PROMPT —
Collect every line that includes the string "Clone".
══════
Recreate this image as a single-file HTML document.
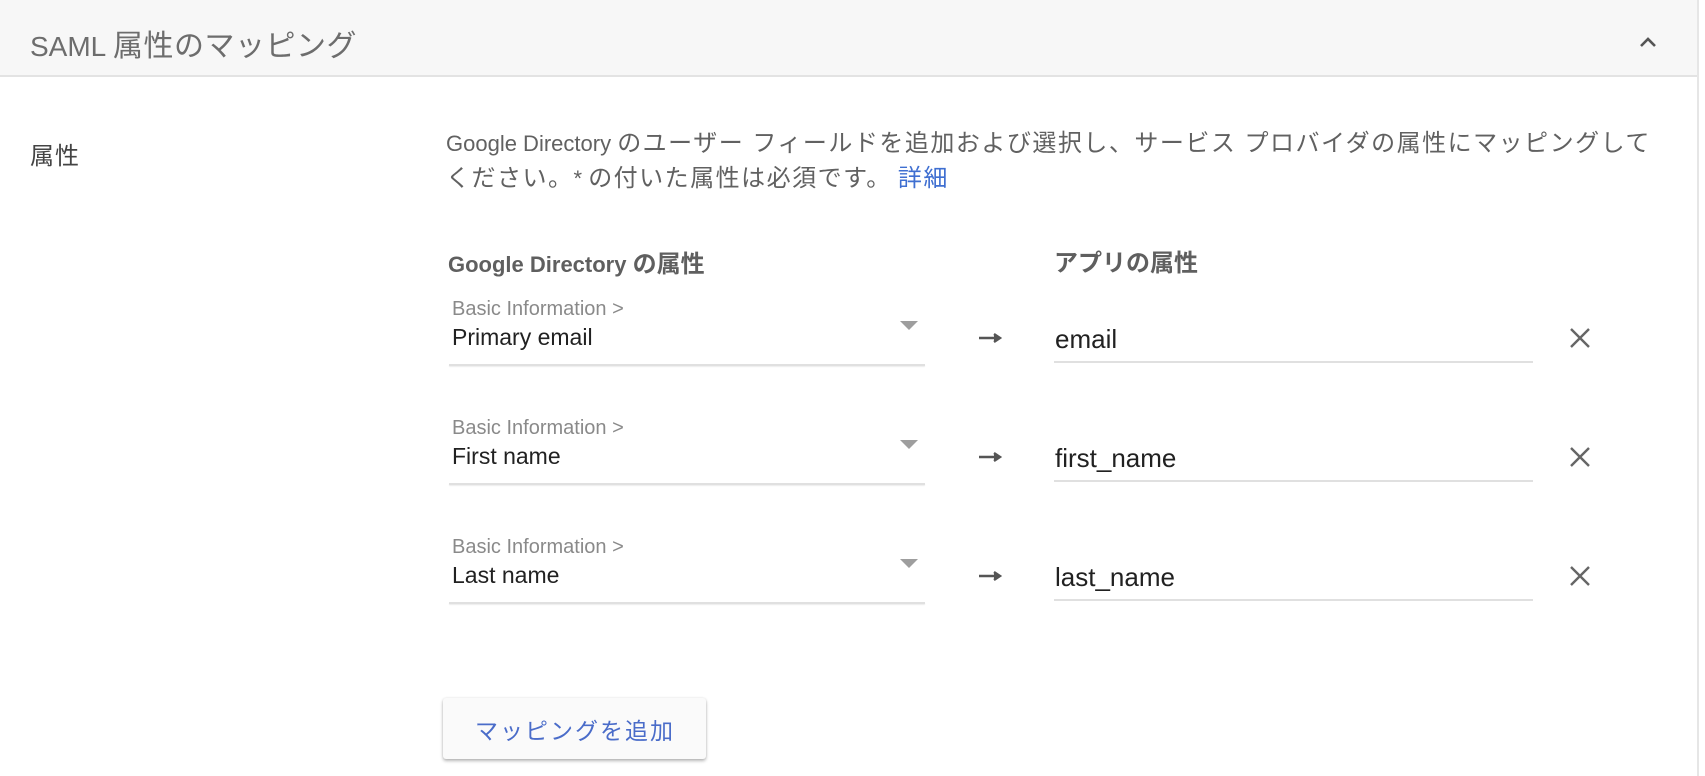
<!DOCTYPE html>
<html><head><meta charset="utf-8"><style>
*{margin:0;padding:0;box-sizing:border-box}
body{width:1705px;height:776px;background:#fff;font-family:"Liberation Sans","Noto Sans CJK JP",sans-serif;position:relative;overflow:hidden;color:#616161}
.abs{position:absolute;white-space:nowrap}
.hdr{position:absolute;left:0;top:0;width:1699px;height:77px;background:#f7f7f7;border-bottom:2px solid #e3e3e3}
.rb{position:absolute;left:1697px;top:0;width:2px;height:776px;background:#e6e6e6}
.j{font-size:24px;letter-spacing:1.5px}
.lab{font-size:20px;color:#8a8a8a}
.val{font-size:23px;color:#212121}
.ul1{position:absolute;left:449px;width:476px;height:2px;background:#e0e0e0;box-shadow:0 1px 1px rgba(0,0,0,.08)}
.ul2{position:absolute;left:1054px;width:479px;height:2px;background:#e0e0e0}
.app{font-size:26px;color:#212121}
.tri{position:absolute;width:0;height:0;border-left:9px solid transparent;border-right:9px solid transparent;border-top:9px solid #9e9e9e}
</style></head><body>
<div class="hdr"></div>
<div class="rb"></div>
<div class="abs" style="left:30px;top:21px;font-size:28px;color:#6d6d6d">SAML <span style="font-size:30px;letter-spacing:0.5px">属性のマッピング</span></div>
<svg class="abs" style="left:1637px;top:34px" width="22" height="16" viewBox="0 0 22 16"><path d="M4 12 L11 5 L18 12" fill="none" stroke="#555" stroke-width="2.6"/></svg>

<div class="abs" style="left:30px;top:136px;font-size:24px;letter-spacing:1px;color:#444">属性</div>
<div class="abs" style="left:446px;top:126px;font-size:22px;line-height:35px;color:#616161"><span>Google Directory </span><span class="j">のユーザー フィールドを追加および選択し、サービス プロバイダの属性にマッピングして</span><br><span class="j">ください。</span>* <span class="j">の付いた属性は必須です。</span> <span class="j" style="color:#3f6fd1">詳細</span></div>

<div class="abs" style="left:448px;top:244px;font-size:22px;font-weight:bold;color:#5f5f5f">Google Directory <span style="font-size:24px">の属性</span></div>
<div class="abs" style="left:1054px;top:243px;font-size:24px;font-weight:bold;color:#5f5f5f">アプリの属性</div>

<!-- row 1 -->
<div class="abs lab" style="left:452px;top:298px">Basic Information &gt;</div>
<div class="abs val" style="left:452px;top:324px">Primary email</div>
<div class="tri" style="left:900px;top:321px"></div>
<div class="ul1" style="top:364px"></div>
<svg class="abs" style="left:978px;top:332px" width="26" height="12"><path d="M1 6 H20 M16 2 L22 6 L16 10" fill="#555" stroke="#555" stroke-width="2.4"/></svg>
<div class="abs app" style="left:1055px;top:324px">email</div>
<div class="ul2" style="top:361px"></div>
<svg class="abs" style="left:1568px;top:326px" width="24" height="24"><path d="M3 3 L21 21 M21 3 L3 21" stroke="#666" stroke-width="2.4"/></svg>

<!-- row 2 -->
<div class="abs lab" style="left:452px;top:417px">Basic Information &gt;</div>
<div class="abs val" style="left:452px;top:443px">First name</div>
<div class="tri" style="left:900px;top:440px"></div>
<div class="ul1" style="top:483px"></div>
<svg class="abs" style="left:978px;top:451px" width="26" height="12"><path d="M1 6 H20 M16 2 L22 6 L16 10" fill="#555" stroke="#555" stroke-width="2.4"/></svg>
<div class="abs app" style="left:1055px;top:443px">first_name</div>
<div class="ul2" style="top:480px"></div>
<svg class="abs" style="left:1568px;top:445px" width="24" height="24"><path d="M3 3 L21 21 M21 3 L3 21" stroke="#666" stroke-width="2.4"/></svg>

<!-- row 3 -->
<div class="abs lab" style="left:452px;top:536px">Basic Information &gt;</div>
<div class="abs val" style="left:452px;top:562px">Last name</div>
<div class="tri" style="left:900px;top:559px"></div>
<div class="ul1" style="top:602px"></div>
<svg class="abs" style="left:978px;top:570px" width="26" height="12"><path d="M1 6 H20 M16 2 L22 6 L16 10" fill="#555" stroke="#555" stroke-width="2.4"/></svg>
<div class="abs app" style="left:1055px;top:562px">last_name</div>
<div class="ul2" style="top:599px"></div>
<svg class="abs" style="left:1568px;top:564px" width="24" height="24"><path d="M3 3 L21 21 M21 3 L3 21" stroke="#666" stroke-width="2.4"/></svg>

<div class="abs" style="left:443px;top:698px;width:263px;height:61px;background:#fafafa;border-radius:3px;box-shadow:0 2px 3px rgba(0,0,0,.28),0 0 2px rgba(0,0,0,.1)"></div>
<div class="abs" style="left:475px;top:712px;font-size:23px;color:#4a6cc9;letter-spacing:2px">マッピングを追加</div>
</body></html>
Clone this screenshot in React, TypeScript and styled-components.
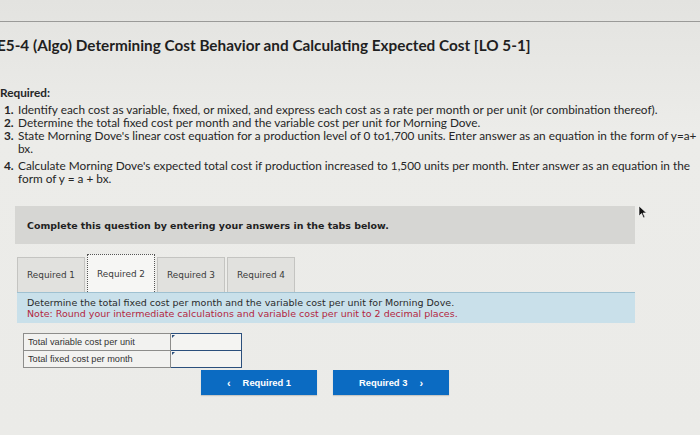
import styled, { createGlobalStyle } from "styled-components";

const GlobalStyle = createGlobalStyle`
  html, body {
    margin: 0;
    padding: 0;
    background: #e9e9e6;
  }
`;

const Frame = styled.div`
  position: relative;
`;

const Page = styled.div`
  width: 700px;
  height: 435px;
  overflow: hidden;
  background: linear-gradient(180deg, #e3e3e0 0%, #ecece9 30%, #ebebe8 100%);
  color: #262626;
  font-family: Lato, "Open Sans", sans-serif;
`;

const TopRule = styled.div`
  height: 21px;
  border-bottom: 1px solid #9a9a98;
`;

const Title = styled.h1`
  margin: 13px 0 0 -3px;
  font-size: 15.3px;
  line-height: 20px;
  font-weight: 700;
  color: #1f1f1f;
  white-space: nowrap;
`;

const Required = styled.div`
  margin: 31px 0 0 0;
  font-size: 11.8px;
  line-height: 14px;
  font-weight: 700;
`;

const List = styled.ol`
  margin: 3px 0 0 0;
  padding: 0 0 0 4px;
  list-style: none;
  font-size: 11.8px;
  line-height: 13px;
`;

const Item = styled.li<{ $gap?: number }>`
  display: flex;
  gap: 3px;
  margin-top: ${(p) => p.$gap ?? 0}px;
  white-space: nowrap;
`;

const Num = styled.span`
  font-weight: 700;
  width: 11px;
  flex: none;
`;

const Workspace = styled.div`
  margin: 21px 0 0 15px;
  width: 620px;
  font-family: "DejaVu Sans", Verdana, sans-serif;
`;

const Banner = styled.div`
  background: #d6d6d3;
  height: 38px;
  display: flex;
  align-items: center;
  padding-left: 12px;
  font-size: 9.45px;
  font-weight: 700;
  color: #222;
`;

const Tabs = styled.div`
  display: flex;
  margin: 10px 0 0 2px;
  gap: 2px;
  align-items: flex-end;
`;

const Tab = styled.div<{ $active?: boolean }>`
  width: 68px;
  height: ${(p) => (p.$active ? 38 : 35)}px;
  box-sizing: border-box;
  display: flex;
  align-items: center;
  justify-content: center;
  font-size: 8.9px;
  color: #3a3a3a;
  background: ${(p) => (p.$active ? "#f6f6f4" : "#e1e1de")};
  border: ${(p) => (p.$active ? "1px dotted #555" : "1px solid #c4c4c1")};
  border-bottom: none;
`;

const Instructions = styled.div`
  margin-left: 2px;
  background: #c9e0ea;
  border-top: 1px solid #9fc1d1;
  padding: 5px 10px 4px;
  font-size: 9.5px;
  line-height: 10.5px;
  color: #2a2a2a;
`;

const Note = styled.div`
  color: #b3263f;
`;

const AnswerTable = styled.table`
  margin: 10px 0 0 8px;
  border-collapse: collapse;
  font-family: "Liberation Sans", Arial, sans-serif;
  font-size: 9.2px;
  color: #333;
`;

const LabelCell = styled.td`
  width: 138px;
  height: 16px;
  padding: 0 4px;
  border: 1px solid #8d8d8b;
  background: #f2f2f0;
`;

const InputCell = styled.td`
  width: 70px;
  height: 16px;
  padding: 0;
  border: 1.5px solid #2b4f7c;
  background: #f4f4f2;
  position: relative;

  &::before {
    content: "";
    position: absolute;
    left: 1px;
    top: 1px;
    border-left: 3px solid #2b4f7c;
    border-bottom: 3px solid transparent;
  }
`;

const NavRow = styled.div`
  display: flex;
  gap: 16px;
  margin: 2px 0 0 186px;
`;

const NavButton = styled.button`
  width: 116px;
  height: 25px;
  border: none;
  background: #0b6bc2;
  color: #fff;
  font-family: "Liberation Sans", Arial, sans-serif;
  font-weight: 700;
  font-size: 9.4px;
  display: flex;
  align-items: center;
  justify-content: center;
  gap: 12px;
  box-shadow: 0 1px 1px rgba(0, 0, 0, 0.15);
`;

const Chevron = styled.span`
  font-size: 11px;
`;

const Cursor = styled.svg`
  position: absolute;
  left: 638px;
  top: 205px;
`;

export default function App() {
  return (
    <Frame>
      <GlobalStyle />
      <Page>
        <TopRule />
        <Title>E5-4 (Algo) Determining Cost Behavior and Calculating Expected Cost [LO 5-1]</Title>
        <Required>Required:</Required>
        <List>
          <Item>
            <Num>1.</Num>
            <span>
              Identify each cost as variable, fixed, or mixed, and express each cost as a rate per month or per unit (or combination thereof).
            </span>
          </Item>
          <Item>
            <Num>2.</Num>
            <span>Determine the total fixed cost per month and the variable cost per unit for Morning Dove.</span>
          </Item>
          <Item>
            <Num>3.</Num>
            <span>
              State Morning Dove's linear cost equation for a production level of 0 to1,700 units. Enter answer as an equation in the form of y=a+
              <br />
              bx.
            </span>
          </Item>
          <Item $gap={4}>
            <Num>4.</Num>
            <span>
              Calculate Morning Dove's expected total cost if production increased to 1,500 units per month. Enter answer as an equation in the
              <br />
              form of y = a + bx.
            </span>
          </Item>
        </List>
        <Workspace>
          <Banner>Complete this question by entering your answers in the tabs below.</Banner>
          <Tabs>
            <Tab>Required 1</Tab>
            <Tab $active>Required 2</Tab>
            <Tab>Required 3</Tab>
            <Tab>Required 4</Tab>
          </Tabs>
          <Instructions>
            Determine the total fixed cost per month and the variable cost per unit for Morning Dove.
            <Note>Note: Round your intermediate calculations and variable cost per unit to 2 decimal places.</Note>
          </Instructions>
          <AnswerTable>
            <tbody>
              <tr>
                <LabelCell>Total variable cost per unit</LabelCell>
                <InputCell />
              </tr>
              <tr>
                <LabelCell>Total fixed cost per month</LabelCell>
                <InputCell />
              </tr>
            </tbody>
          </AnswerTable>
          <NavRow>
            <NavButton>
              <Chevron>‹</Chevron>Required 1
            </NavButton>
            <NavButton>
              Required 3<Chevron>›</Chevron>
            </NavButton>
          </NavRow>
        </Workspace>
      </Page>
      <Cursor width="10" height="14" viewBox="0 0 10 14">
        <path d="M1 1 L1 11 L3.5 8.5 L5.5 13 L7 12.3 L5 8 L8.5 8 Z" fill="#111" stroke="#fff" strokeWidth="0.6" />
      </Cursor>
    </Frame>
  );
}
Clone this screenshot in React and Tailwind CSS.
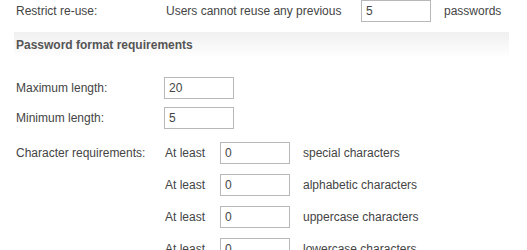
export default function App() {
  const inp = "box-border w-[70px] h-[22px] border border-[#b8b8b8] bg-white pl-[4px] text-[12px] text-[#444] outline-none";
  const rows = ["special characters", "alphabetic characters", "uppercase characters", "lowercase characters"];
  return (
    <div className="w-[527px] h-[250px] overflow-hidden bg-white text-[12px] text-[#444]" style={{ fontFamily: '"Liberation Sans", Arial, sans-serif' }}>
      <div className="flex items-center h-[22px]">
        <span className="ml-[16px] w-[150px]">Restrict re-use:</span>
        <span className="w-[195px]">Users cannot reuse any previous</span>
        <input className={inp} defaultValue="5" readOnly />
        <span className="ml-[13px]">passwords</span>
      </div>
      <div className="ml-[14px] mt-[10px] w-[495px] h-[26px] flex items-center pl-[2px] font-bold text-[#555] bg-gradient-to-b from-[#f0f0f0] to-white">
        Password format requirements
      </div>
      <div className="mt-[19px] flex items-center h-[22px]">
        <span className="ml-[16px] w-[148px]">Maximum length:</span>
        <input className={inp} defaultValue="20" readOnly />
      </div>
      <div className="mt-[8px] flex items-center h-[22px]">
        <span className="ml-[16px] w-[148px]">Minimum length:</span>
        <input className={inp} defaultValue="5" readOnly />
      </div>
      <div className="mt-[13px] flex flex-col gap-[10px]">
        {rows.map((r, i) => (
          <div key={r} className="flex items-center h-[22px]">
            <span className="ml-[16px] w-[149px]">{i === 0 ? "Character requirements:" : ""}</span>
            <span className="w-[55px]">At least</span>
            <input className={inp} defaultValue="0" readOnly />
            <span className="ml-[13px]">{r}</span>
          </div>
        ))}
      </div>
    </div>
  );
}
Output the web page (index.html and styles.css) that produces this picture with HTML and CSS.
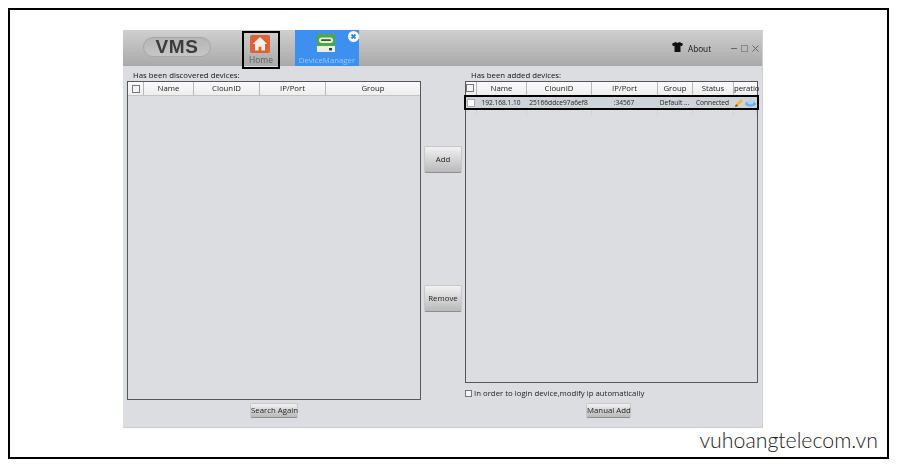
══════
SOLUTION TO THIS EXERCISE —
Clone this screenshot in React, TypeScript and styled-components.
Clone this screenshot in React and Tailwind CSS.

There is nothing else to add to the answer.